INFORMATION SHOWN
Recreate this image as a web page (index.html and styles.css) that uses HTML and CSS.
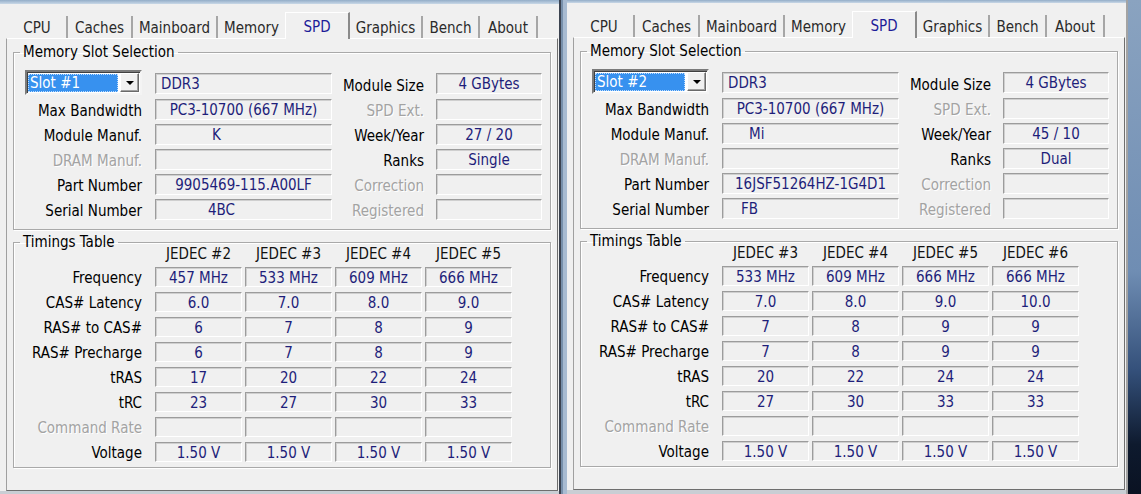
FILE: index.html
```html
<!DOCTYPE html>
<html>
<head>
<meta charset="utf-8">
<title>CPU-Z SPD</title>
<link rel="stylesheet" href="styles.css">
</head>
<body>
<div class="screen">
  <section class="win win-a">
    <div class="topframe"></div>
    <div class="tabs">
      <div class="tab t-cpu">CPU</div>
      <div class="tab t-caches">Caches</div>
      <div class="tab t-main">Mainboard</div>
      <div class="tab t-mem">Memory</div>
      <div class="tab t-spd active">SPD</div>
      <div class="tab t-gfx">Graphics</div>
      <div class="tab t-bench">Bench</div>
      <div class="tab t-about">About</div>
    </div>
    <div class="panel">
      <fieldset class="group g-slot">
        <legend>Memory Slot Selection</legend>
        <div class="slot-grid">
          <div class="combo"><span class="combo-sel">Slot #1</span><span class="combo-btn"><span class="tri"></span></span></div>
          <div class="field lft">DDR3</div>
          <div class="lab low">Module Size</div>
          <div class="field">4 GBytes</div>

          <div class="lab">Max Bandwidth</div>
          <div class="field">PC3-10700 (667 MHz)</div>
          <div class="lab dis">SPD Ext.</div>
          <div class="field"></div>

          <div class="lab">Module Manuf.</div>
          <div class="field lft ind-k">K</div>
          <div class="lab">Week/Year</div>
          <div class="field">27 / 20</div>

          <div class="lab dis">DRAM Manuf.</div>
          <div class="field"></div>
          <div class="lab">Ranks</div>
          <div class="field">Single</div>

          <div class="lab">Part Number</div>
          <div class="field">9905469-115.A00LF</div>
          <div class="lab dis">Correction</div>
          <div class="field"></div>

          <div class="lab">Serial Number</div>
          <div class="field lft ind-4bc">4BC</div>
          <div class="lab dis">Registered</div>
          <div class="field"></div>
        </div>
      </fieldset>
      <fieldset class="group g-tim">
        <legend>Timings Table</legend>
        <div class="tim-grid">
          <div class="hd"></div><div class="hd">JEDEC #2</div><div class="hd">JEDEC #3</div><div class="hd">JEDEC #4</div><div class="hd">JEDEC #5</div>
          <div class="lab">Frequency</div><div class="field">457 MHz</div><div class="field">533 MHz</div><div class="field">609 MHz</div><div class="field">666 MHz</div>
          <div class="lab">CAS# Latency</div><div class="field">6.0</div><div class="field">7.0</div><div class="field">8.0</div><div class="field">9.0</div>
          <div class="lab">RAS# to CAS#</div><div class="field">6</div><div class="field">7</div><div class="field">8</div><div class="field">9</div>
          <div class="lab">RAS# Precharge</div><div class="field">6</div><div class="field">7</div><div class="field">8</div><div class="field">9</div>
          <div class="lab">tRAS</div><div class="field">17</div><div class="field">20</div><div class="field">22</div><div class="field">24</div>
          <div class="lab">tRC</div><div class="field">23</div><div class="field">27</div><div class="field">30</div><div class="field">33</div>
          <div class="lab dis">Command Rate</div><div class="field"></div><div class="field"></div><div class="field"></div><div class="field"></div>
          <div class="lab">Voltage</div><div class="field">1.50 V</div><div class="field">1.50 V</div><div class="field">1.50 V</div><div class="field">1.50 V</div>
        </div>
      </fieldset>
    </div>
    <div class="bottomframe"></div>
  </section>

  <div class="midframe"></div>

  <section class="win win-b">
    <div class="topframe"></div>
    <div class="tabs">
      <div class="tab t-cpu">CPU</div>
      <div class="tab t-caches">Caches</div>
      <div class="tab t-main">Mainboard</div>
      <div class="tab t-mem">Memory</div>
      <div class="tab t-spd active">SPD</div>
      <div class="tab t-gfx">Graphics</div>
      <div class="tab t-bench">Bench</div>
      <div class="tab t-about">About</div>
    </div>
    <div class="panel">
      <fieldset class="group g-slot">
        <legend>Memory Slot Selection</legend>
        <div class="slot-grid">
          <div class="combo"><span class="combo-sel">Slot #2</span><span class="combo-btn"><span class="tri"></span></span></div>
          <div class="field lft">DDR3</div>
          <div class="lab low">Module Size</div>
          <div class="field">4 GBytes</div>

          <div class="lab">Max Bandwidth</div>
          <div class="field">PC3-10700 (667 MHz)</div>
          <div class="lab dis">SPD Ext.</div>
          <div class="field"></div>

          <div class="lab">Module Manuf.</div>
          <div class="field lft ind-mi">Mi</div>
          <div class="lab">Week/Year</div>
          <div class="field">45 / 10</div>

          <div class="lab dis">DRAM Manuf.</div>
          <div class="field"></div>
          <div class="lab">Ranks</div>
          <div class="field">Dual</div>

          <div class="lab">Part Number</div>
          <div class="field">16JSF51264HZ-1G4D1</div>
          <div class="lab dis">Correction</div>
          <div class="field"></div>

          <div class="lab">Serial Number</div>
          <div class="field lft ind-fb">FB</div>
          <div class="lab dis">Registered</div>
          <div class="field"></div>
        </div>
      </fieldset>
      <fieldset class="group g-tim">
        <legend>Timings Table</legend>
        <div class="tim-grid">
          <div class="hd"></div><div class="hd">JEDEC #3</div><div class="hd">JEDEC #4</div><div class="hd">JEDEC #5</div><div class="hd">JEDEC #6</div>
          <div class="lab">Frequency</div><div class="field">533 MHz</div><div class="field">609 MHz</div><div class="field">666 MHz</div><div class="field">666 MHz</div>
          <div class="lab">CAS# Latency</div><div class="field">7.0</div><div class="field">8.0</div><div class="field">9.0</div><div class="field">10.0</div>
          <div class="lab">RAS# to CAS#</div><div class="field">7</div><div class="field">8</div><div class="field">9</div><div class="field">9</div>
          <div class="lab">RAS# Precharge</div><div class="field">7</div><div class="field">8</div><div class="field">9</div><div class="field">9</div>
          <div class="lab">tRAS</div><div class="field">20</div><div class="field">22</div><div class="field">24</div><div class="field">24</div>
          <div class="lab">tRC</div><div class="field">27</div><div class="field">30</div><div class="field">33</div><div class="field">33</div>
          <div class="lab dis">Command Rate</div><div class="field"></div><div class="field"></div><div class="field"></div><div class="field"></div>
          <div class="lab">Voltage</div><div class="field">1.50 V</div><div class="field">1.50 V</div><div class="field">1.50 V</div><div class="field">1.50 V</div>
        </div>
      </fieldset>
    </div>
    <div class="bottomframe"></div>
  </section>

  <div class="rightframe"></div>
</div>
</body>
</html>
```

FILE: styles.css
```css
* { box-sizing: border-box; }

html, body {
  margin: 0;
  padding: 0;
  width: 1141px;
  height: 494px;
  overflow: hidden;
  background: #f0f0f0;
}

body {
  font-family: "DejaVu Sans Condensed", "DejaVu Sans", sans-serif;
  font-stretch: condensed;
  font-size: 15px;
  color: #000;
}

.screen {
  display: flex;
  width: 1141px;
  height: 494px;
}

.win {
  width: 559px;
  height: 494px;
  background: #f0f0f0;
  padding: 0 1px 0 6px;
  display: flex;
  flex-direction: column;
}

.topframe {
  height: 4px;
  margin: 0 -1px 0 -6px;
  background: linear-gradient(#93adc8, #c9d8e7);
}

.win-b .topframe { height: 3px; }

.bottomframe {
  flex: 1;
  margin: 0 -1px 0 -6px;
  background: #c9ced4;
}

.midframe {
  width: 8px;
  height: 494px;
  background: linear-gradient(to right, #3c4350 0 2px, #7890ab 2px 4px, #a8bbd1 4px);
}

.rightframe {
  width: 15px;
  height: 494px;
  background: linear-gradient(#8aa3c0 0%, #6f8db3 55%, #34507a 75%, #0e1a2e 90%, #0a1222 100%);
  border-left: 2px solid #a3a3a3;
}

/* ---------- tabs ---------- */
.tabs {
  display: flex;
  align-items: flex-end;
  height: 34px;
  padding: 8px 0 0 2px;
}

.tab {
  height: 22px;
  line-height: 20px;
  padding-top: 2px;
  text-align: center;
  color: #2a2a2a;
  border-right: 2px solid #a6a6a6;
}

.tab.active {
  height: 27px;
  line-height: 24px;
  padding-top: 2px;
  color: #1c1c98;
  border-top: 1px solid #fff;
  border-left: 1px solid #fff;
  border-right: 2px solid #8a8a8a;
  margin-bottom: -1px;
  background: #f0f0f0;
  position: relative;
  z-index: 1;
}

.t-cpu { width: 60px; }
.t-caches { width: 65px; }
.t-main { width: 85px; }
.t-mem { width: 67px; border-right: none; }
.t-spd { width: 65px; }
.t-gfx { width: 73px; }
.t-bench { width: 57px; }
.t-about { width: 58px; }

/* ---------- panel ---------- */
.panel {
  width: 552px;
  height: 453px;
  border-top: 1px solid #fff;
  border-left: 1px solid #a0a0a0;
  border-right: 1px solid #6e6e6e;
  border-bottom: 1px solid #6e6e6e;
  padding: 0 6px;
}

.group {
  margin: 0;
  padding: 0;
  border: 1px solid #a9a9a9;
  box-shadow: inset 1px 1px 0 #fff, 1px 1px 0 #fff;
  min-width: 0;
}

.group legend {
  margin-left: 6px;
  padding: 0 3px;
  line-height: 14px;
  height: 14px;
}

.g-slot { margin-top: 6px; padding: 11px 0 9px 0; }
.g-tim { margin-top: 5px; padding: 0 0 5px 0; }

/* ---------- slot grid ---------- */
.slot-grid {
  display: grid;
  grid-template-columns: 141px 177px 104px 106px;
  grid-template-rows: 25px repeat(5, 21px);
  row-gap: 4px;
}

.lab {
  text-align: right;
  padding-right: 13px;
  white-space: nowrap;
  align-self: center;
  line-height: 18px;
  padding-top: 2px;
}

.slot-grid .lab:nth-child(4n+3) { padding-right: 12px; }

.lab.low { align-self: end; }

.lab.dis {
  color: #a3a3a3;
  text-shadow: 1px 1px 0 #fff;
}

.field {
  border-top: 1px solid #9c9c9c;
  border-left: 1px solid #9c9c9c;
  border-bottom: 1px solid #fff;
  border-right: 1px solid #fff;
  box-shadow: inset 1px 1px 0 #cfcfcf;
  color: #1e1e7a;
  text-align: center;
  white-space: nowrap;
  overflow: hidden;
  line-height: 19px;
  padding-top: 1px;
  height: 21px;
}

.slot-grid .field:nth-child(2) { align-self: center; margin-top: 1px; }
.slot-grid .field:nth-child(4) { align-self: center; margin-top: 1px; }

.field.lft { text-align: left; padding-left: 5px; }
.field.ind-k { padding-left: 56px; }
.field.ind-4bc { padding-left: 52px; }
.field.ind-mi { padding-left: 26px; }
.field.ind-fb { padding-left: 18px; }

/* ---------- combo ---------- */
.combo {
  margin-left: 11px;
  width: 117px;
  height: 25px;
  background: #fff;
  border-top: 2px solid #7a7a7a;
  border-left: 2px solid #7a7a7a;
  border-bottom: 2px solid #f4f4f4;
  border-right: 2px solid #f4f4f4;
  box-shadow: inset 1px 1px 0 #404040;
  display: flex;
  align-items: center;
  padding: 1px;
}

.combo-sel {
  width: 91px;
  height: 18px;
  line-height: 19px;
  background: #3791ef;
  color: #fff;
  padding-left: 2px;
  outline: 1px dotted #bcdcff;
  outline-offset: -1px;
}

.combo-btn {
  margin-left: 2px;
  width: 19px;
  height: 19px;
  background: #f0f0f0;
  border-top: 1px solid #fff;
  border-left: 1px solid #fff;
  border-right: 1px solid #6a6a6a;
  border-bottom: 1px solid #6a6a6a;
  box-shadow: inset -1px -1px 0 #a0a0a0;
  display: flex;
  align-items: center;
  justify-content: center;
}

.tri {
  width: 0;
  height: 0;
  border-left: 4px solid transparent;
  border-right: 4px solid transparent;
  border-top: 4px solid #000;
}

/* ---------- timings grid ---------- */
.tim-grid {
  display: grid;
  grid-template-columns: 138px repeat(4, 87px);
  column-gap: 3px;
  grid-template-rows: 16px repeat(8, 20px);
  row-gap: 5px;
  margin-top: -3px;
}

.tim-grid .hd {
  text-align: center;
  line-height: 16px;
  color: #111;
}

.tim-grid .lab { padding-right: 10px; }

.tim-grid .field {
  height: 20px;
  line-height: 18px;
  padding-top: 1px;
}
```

YOUR TASK
Copy out every line of the listing that contains the string "styles".

FINAL RESULT
Recreate this image as a web page (index.html and styles.css) that uses HTML and CSS.
<link rel="stylesheet" href="styles.css">
FILE: styles.css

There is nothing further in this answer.